Como em nosso país predominam ramificações do cristianismo, vou citar alguns casos extraídos dos textos sagrados veterotestamentários nos quais há flagrantes violações da coerência esperada de um Deus merecedor de nosso respeito e adesão. De modo algum pretendo ofender os sentimentos de quem segue com sinceridade essas religiões. Minha intenção é mostrar que tais contradições derivam unicamente da atuação dos seres humanos em seus constantes embates na luta social. Por mais que insistam em dizer que os textos foram produzidos pelo próprio Deus, eles são, na verdade, fruto da atividade humana. Evidentemente, discrepâncias semelhantes poderiam ser detectadas em religiões de outras matrizes; porém, em função de nosso contexto específico, essas não serão abordadas.

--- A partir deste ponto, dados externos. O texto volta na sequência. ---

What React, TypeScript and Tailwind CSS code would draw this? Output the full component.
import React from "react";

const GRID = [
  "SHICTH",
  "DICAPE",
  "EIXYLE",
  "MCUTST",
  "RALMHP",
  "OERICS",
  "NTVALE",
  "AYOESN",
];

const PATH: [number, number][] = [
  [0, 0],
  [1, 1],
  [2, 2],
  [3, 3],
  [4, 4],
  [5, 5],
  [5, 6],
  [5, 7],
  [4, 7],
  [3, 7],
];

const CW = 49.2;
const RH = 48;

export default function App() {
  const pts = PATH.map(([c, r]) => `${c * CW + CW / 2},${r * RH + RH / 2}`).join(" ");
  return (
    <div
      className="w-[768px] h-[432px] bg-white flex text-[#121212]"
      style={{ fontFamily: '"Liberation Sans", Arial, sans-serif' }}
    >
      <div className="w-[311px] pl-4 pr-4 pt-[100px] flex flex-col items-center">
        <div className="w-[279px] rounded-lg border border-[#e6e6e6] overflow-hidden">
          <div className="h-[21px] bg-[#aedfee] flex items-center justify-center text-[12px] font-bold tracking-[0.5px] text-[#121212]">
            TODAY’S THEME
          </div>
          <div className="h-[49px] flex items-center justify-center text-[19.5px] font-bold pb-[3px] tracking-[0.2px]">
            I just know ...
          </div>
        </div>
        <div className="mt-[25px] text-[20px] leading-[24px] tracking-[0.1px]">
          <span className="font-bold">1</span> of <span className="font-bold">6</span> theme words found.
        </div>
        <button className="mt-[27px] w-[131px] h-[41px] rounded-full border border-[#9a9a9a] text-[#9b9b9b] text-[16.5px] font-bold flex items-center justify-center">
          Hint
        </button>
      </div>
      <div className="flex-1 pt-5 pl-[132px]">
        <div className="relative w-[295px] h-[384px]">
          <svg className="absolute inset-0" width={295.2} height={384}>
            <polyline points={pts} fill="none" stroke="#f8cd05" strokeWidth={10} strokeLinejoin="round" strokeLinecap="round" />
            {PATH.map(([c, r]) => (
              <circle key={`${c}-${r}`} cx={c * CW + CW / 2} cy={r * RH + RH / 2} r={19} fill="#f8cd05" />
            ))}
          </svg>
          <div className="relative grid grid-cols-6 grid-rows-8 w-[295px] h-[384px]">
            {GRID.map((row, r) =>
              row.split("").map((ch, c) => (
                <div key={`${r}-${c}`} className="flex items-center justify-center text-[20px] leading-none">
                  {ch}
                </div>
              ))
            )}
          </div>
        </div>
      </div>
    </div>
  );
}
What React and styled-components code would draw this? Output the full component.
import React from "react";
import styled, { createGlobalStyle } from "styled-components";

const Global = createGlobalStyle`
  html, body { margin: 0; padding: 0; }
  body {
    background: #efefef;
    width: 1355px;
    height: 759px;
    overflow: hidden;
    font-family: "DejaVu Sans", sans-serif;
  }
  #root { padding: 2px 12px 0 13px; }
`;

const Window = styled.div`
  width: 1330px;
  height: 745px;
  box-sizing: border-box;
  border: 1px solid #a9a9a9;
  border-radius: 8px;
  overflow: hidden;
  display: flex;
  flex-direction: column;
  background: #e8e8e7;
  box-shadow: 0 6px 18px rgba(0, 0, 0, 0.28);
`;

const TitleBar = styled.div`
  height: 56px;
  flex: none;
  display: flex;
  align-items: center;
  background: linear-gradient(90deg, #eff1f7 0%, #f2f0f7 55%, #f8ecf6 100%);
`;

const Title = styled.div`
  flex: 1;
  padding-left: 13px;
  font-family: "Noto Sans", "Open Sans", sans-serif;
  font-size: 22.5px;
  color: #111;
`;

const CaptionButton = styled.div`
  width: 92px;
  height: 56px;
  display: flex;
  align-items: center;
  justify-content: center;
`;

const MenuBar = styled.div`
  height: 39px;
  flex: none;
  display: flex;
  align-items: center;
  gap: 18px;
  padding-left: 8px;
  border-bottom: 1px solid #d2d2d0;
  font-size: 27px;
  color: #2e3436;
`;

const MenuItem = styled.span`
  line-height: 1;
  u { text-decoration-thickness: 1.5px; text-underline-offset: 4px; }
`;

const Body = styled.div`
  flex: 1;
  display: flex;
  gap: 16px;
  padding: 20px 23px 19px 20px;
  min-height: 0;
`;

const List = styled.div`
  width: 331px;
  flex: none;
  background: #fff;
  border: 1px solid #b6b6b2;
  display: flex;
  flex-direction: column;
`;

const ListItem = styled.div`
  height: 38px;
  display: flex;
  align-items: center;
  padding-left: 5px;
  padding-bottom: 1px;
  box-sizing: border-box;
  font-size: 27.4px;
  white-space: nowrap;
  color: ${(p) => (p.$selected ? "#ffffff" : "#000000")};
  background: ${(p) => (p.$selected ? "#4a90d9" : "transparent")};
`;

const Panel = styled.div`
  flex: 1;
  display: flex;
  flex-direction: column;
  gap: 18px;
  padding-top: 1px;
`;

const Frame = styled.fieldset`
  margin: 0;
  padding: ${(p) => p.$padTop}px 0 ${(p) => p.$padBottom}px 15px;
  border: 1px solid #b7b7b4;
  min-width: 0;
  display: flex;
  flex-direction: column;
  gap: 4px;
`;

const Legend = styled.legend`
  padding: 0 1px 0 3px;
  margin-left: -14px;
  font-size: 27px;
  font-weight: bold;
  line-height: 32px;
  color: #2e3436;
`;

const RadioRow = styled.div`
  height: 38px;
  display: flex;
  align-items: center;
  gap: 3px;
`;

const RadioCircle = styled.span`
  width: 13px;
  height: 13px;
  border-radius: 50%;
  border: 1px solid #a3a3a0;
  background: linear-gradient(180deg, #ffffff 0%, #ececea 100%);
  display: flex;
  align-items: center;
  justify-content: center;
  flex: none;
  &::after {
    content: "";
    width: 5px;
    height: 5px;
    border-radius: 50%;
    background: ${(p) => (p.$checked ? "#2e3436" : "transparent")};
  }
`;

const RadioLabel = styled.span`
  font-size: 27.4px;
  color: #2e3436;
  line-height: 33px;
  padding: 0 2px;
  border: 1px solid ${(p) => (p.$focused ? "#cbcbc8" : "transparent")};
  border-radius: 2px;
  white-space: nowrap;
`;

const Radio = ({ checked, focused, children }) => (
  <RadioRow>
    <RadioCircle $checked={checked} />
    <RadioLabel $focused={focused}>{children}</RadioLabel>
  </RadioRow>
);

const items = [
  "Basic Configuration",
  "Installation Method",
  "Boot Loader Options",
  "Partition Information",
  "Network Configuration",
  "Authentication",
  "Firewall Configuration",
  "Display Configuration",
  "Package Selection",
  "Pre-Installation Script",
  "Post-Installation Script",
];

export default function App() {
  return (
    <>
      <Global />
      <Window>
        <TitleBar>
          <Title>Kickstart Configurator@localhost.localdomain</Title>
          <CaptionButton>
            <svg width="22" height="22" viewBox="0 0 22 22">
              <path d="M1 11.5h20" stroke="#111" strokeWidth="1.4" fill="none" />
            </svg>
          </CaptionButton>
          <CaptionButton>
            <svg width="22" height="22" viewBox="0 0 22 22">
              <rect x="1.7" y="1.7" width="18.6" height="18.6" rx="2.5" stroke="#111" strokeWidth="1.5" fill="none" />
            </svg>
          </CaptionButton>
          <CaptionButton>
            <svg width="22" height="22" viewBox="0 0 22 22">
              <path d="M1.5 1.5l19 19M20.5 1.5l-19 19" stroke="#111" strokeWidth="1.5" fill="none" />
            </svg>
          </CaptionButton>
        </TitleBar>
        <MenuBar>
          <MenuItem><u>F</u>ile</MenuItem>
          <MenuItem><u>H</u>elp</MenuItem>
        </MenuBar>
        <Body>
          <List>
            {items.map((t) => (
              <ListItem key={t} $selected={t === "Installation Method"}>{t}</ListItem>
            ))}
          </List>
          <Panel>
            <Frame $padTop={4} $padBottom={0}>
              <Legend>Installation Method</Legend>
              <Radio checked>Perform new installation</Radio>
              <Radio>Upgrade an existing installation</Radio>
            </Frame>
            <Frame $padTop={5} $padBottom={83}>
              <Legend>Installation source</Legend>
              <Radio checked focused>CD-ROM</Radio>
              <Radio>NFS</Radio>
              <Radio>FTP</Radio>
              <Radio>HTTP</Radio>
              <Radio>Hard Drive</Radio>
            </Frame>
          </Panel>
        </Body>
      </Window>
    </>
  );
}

Gostaria de iniciar com a conhecida passagem bíblica na qual Deus se dirige a Abraão e lhe exige uma prova de fidelidade mediante a disposição de sacrificar seu primogênito, Isaac. Embora Abraão tenha se sentido enormemente constrangido diante daquela ordem tão cruel, sua fé e lealdade absolutas o impeliram a acatá-la, e ele se dispôs a cumpri-la. No entanto, antes que a executasse, foi interrompido por um anjo enviado por Deus. Assim, aquele horrendo crime não se consumou.

No tocante a essa situação, deveríamos fazer uma profunda reflexão e nos questionar: seria admissível que um Deus do bem, o expoente máximo da justiça e da solidariedade, exigisse de uma de suas criaturas uma demonstração de total submissão por meio da prática de um ato tão monstruoso, inegavelmente maligno e perverso? Coisa bem diferente teria sido se a exigência fosse para que Abraão aceitasse entregar sua própria vida para salvar algum inocente.

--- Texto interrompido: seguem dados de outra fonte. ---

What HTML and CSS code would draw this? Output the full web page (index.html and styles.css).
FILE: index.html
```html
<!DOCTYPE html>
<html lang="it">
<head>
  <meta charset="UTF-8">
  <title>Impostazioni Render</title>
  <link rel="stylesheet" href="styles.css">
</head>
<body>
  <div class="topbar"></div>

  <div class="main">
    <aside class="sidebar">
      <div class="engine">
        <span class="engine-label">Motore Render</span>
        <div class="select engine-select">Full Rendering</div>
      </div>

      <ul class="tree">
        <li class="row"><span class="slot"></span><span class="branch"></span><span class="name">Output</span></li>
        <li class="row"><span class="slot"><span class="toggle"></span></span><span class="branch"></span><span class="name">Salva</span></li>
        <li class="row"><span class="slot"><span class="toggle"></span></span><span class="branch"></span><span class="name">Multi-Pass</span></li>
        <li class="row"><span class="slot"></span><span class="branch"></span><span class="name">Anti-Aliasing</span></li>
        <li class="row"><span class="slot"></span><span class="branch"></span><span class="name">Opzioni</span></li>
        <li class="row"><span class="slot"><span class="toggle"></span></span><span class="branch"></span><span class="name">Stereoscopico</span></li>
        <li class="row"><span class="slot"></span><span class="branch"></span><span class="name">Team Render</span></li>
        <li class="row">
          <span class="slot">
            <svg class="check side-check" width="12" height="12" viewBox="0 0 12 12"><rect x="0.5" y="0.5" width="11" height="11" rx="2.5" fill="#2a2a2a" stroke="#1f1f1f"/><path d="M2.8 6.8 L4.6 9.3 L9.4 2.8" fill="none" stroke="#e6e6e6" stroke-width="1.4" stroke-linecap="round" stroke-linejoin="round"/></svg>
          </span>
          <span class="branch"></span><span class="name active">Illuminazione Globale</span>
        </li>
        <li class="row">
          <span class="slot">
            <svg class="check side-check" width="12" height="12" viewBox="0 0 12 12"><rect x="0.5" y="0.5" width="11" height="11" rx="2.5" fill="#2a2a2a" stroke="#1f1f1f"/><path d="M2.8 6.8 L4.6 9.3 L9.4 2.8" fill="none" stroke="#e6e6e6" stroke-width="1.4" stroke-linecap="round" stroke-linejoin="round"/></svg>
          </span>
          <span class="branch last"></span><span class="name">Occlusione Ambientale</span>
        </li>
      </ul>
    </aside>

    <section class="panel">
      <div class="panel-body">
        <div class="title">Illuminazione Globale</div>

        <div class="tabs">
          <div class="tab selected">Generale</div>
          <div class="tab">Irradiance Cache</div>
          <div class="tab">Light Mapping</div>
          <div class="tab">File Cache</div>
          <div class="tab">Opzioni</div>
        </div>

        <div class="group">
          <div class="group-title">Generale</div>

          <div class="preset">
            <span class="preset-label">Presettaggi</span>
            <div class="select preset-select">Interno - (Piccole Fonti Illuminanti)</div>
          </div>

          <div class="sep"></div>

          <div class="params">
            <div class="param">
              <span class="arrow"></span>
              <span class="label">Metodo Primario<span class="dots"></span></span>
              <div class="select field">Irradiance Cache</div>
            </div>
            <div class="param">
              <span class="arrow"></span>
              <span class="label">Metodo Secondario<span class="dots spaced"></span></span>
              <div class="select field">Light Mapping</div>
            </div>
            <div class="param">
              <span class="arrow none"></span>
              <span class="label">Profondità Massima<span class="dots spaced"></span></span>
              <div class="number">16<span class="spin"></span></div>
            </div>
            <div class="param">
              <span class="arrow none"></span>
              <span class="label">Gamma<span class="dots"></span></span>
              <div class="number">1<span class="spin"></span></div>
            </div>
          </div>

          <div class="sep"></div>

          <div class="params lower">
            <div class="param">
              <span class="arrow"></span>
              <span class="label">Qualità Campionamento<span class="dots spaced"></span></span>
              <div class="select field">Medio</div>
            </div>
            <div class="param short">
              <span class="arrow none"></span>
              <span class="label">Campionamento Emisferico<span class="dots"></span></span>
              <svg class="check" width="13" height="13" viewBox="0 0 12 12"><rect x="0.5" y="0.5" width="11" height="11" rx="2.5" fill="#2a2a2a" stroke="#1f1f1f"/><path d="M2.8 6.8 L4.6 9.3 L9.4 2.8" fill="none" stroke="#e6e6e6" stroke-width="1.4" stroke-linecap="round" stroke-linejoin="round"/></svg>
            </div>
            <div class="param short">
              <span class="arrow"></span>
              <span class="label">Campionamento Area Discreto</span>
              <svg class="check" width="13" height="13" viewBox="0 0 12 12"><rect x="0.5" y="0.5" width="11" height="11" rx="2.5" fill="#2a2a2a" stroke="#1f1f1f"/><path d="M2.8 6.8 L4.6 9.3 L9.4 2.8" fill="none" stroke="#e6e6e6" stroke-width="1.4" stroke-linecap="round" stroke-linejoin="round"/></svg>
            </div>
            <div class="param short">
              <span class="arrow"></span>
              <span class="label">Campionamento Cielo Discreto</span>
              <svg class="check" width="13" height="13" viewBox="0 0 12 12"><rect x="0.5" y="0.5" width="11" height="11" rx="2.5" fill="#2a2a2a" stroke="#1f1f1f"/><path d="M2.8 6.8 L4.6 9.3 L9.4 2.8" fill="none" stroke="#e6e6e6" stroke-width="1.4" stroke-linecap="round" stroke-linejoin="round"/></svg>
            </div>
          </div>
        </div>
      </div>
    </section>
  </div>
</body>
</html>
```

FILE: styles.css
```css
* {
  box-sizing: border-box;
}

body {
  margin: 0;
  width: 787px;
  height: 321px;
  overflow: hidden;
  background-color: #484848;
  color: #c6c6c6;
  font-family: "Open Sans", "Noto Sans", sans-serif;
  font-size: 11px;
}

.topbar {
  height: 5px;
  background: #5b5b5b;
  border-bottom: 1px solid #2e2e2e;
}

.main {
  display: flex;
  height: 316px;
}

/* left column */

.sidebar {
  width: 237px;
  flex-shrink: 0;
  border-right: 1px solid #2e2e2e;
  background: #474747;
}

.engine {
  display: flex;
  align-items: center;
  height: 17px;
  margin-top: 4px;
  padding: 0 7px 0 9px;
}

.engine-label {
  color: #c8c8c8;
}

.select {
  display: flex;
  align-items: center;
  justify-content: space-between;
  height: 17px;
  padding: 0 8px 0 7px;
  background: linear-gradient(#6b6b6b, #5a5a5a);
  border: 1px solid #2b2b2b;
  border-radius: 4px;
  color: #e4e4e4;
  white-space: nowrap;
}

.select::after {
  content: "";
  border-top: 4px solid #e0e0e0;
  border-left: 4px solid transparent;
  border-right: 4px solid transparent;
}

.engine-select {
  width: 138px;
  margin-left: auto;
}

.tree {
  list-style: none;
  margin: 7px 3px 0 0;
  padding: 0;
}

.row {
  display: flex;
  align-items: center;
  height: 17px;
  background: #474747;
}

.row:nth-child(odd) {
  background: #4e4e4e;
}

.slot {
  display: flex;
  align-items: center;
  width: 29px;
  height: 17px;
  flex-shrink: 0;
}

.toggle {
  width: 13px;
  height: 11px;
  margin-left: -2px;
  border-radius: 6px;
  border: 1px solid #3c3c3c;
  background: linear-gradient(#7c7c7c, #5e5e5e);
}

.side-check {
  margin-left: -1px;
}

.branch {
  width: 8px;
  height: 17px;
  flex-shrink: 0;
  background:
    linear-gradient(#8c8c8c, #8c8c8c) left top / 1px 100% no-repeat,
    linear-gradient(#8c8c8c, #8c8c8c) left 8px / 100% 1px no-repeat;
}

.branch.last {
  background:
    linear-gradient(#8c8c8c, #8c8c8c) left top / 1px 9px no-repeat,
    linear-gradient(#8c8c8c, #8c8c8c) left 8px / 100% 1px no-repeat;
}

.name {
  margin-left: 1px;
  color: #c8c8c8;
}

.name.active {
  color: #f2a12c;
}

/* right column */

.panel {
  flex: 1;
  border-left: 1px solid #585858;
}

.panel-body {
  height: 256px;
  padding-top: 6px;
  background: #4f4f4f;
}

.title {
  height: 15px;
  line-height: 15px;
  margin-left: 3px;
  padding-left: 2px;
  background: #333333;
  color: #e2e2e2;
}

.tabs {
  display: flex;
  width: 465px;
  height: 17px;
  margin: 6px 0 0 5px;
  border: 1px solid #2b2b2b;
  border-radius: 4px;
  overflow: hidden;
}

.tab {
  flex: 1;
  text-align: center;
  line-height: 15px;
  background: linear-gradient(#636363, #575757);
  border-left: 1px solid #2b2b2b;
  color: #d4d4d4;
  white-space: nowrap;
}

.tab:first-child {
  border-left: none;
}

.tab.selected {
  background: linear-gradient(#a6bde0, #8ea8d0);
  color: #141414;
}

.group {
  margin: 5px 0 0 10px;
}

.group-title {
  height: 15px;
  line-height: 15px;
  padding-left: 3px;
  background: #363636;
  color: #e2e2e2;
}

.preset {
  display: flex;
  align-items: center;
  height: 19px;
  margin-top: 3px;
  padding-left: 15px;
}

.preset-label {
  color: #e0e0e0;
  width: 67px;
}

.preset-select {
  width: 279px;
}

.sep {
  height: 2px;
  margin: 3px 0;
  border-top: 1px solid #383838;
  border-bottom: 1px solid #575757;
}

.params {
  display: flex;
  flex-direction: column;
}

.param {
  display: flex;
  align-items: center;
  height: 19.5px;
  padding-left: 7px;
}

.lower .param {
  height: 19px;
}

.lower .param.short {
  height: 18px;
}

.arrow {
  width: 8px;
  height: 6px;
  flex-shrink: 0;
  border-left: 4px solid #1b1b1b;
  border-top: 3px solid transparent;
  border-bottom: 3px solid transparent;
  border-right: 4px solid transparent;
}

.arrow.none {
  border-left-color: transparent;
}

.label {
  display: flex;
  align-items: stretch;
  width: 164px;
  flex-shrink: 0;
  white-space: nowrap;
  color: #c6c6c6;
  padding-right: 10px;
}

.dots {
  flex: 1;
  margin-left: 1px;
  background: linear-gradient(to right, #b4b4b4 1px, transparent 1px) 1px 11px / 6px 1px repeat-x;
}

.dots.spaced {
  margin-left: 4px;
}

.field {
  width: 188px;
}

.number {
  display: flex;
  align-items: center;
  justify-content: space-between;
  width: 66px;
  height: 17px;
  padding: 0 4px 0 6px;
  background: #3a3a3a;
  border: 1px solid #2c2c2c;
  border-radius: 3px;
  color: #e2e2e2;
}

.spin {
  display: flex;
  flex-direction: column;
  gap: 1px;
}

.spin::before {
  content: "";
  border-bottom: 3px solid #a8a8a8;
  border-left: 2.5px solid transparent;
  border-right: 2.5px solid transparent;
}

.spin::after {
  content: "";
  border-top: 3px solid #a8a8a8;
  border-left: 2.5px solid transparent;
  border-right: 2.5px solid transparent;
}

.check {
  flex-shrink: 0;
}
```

Ninguém dotado da capacidade de raciocinar e em condições de discernir entre o bem e o mal poderia deixar de refutar uma ordem como aquela. Seria impossível não perceber que semelhante determinação só poderia corresponder a um ser eivado de egolatria, insensibilidade e perversidade.

Uma divindade do bem jamais agiria daquela maneira. Consequentemente, para não deixar dúvidas sobre sua fidelidade ao espírito emanado da bondade de Deus, a prova a ser dada por Abraão teria necessariamente de ser um rotundo e categórico rechaço à obediência cega da ordem criminosa que havia recebido. E, seguramente, esse seria o comportamento que um Deus verdadeiro esperaria dele.

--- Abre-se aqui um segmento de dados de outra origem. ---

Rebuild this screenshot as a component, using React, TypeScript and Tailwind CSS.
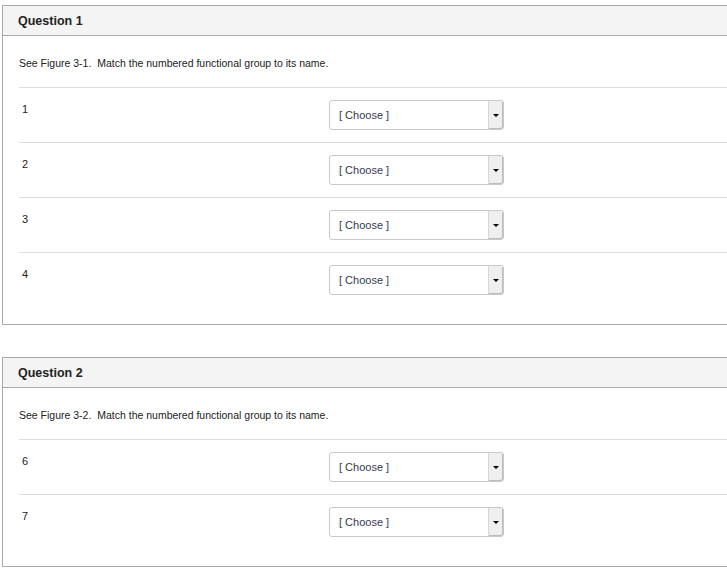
import React from "react";

type Question = {
  title: string;
  prompt: string;
  items: string[];
};

const questions: Question[] = [
  {
    title: "Question 1",
    prompt: "See Figure 3-1.  Match the numbered functional group to its name.",
    items: ["1", "2", "3", "4"],
  },
  {
    title: "Question 2",
    prompt: "See Figure 3-2.  Match the numbered functional group to its name.",
    items: ["6", "7"],
  },
];

function ChooseSelect() {
  return (
    <div className="flex h-[30px] w-[175px] items-stretch rounded-[3px] border border-[#c9c9c9] bg-white">
      <div className="flex flex-1 items-center pl-[9px] text-[11px] text-[#363a4f]">
        [ Choose ]
      </div>
      <div className="flex w-[15px] items-center justify-center rounded-r-[2px] border-l border-[#d6d6d6] bg-[#efefef] shadow-[inset_-1px_-1px_0_#bdbdbd]">
        <span className="block h-0 w-0 border-x-[3px] border-t-[3px] border-x-transparent border-t-black" />
      </div>
    </div>
  );
}

function QuestionPanel({ q }: { q: Question }) {
  return (
    <div className="w-[760px] border border-[#aaaaaa] bg-white">
      <div className="flex h-[30px] items-center border-b border-[#aaaaaa] bg-[#f4f4f4] px-[15px] pt-[2px]">
        <h2 className="text-[12.5px] font-bold text-[#222]">{q.title}</h2>
      </div>
      <div className="pl-[16px] pb-[17px]">
        <p className="whitespace-pre pt-[19px] pb-[16px] text-[10.5px] leading-[16px] text-[#222]">
          {q.prompt}
        </p>
        {q.items.map((n) => (
          <div
            key={n}
            className="flex border-t border-[#dddddd] pt-[12px] pb-[12px]"
          >
            <div className="w-[310px] pl-[3px] pt-[2px] text-[11px] leading-[14px] text-[#222]">
              {n}
            </div>
            <ChooseSelect />
          </div>
        ))}
      </div>
    </div>
  );
}

export default function App() {
  return (
    <div
      className="h-[573px] w-[727px] overflow-hidden bg-white pl-[2px] pt-[5px]"
      style={{ fontFamily: '"Liberation Sans", Arial, sans-serif' }}
    >
      <div className="flex flex-col gap-[32px]">
        {questions.map((q) => (
          <QuestionPanel key={q.title} q={q} />
        ))}
      </div>
    </div>
  );
}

Também não podemos ignorar os textos que fazem referência às orientações que teriam sido dadas por Deus a Josué sobre como tratar a população amalequita em sua invasão para a tomada das terras de Canaã. Devemos recordar que, nessa empreitada bélica, as recomendações expressas transmitidas a Josué foram para que suas forças exterminassem completamente toda a população local, sem poupar nem mesmo as crianças.

Como entender que alguém que acredita sinceramente estar comprometido com o espírito do bem aceite passivamente a determinação de executar uma medida tão diabólica como uma matança generalizada, inclusive de crianças, como algo que possa realmente provir de Deus? Só mesmo com a abdicação total de seu raciocínio crítico, assim como por absoluta ausência de sentimento humanitário.

Outra aberração constante nos textos do Velho Testamento refere-se à alegação de que Deus teria um povo escolhido, ao qual teria oferecido certos privilégios e para o qual teria planos e propostas especiais, como a entrega das terras de certa região.

Tais características, em vez de representar um ser justo e equânime, que respeita, ama e se dedica por igual a todos os seus filhos, indicariam um deus racista, exclusivista, que favorece uns em detrimento de outros. É evidente que um deus desse tipo estaria muito próximo das feições que costumam ser associadas ao diabo. Não à toa, Jesus jamais aceitou essa história de haver um povo escolhido por Deus. Para Jesus e para todos os seus seguidores sinceros que cultivam o uso da razão, o povo de Deus é composto por todos os que almejam e praticam o bem, a justiça e a solidariedade.

Certamente, só após nossa morte física será possível dirimir a dúvida sobre a existência de Deus e a continuidade da vida em um plano espiritual. Entretanto, pessoalmente, não albergo temor ou angústia ante a possibilidade de estar equivocado em meu entendimento atual e que, em vista disso, venha a ser chamado para prestar contas de meus atos.

Tenho plena convicção de que só um Ser que tenha como meta prioritária a conquista e a prevalência da fraternidade, da justiça, da bondade e da solidariedade entre todos os seres humanos merece ser enaltecido, seguido e apoiado. Nenhuma orientação que nos conduza ao caminho da maldade jamais, nunca, em nenhuma hipótese, deve ser acatada, ainda que nos seja transmitida embalada como se fosse de Deus. Um ser que nos ordenasse praticar o mal para fazer valer seu nome não se diferenciaria muito do diabo e, por isso, deveríamos rejeitá-lo sem medo de punições. Não devemos seguir a Deus por medo de punições, e sim por ter o bem como nosso objetivo.

Levando em conta os argumentos que apresentei mais acima e no caso de que eu esteja equivocado e venha a saber que Deus de fato existe, não me atemoriza a possibilidade de ser castigado por minha falta de crença em sua existência. Espero estar preparado para me submeter, resignadamente, a um julgamento que procure avaliar se, durante o transcurso de minha vida, eu me dediquei, ou não, como deveria ter feito, a lutar pelas causas do bem. O Deus verdadeiro jamais me julgaria em função de minha crença, ou descrença, em sua existência. Ele não poderia ser tão egoísta a tal ponto.

Em resumo, não há nenhum impedimento para que pessoas de fé religiosa e os que não tenham religião possam marchar irmanadas na luta por construir um mundo onde prevaleça o bem maior da humanidade. Para os que se inspiram nos exemplos de Jesus, isso deveria ser algo ainda mais fácil de assimilar. Basta esforçar-se para encarar sua própria vida e a vida de seus semelhantes com o mesmo espírito com que Jesus encarava.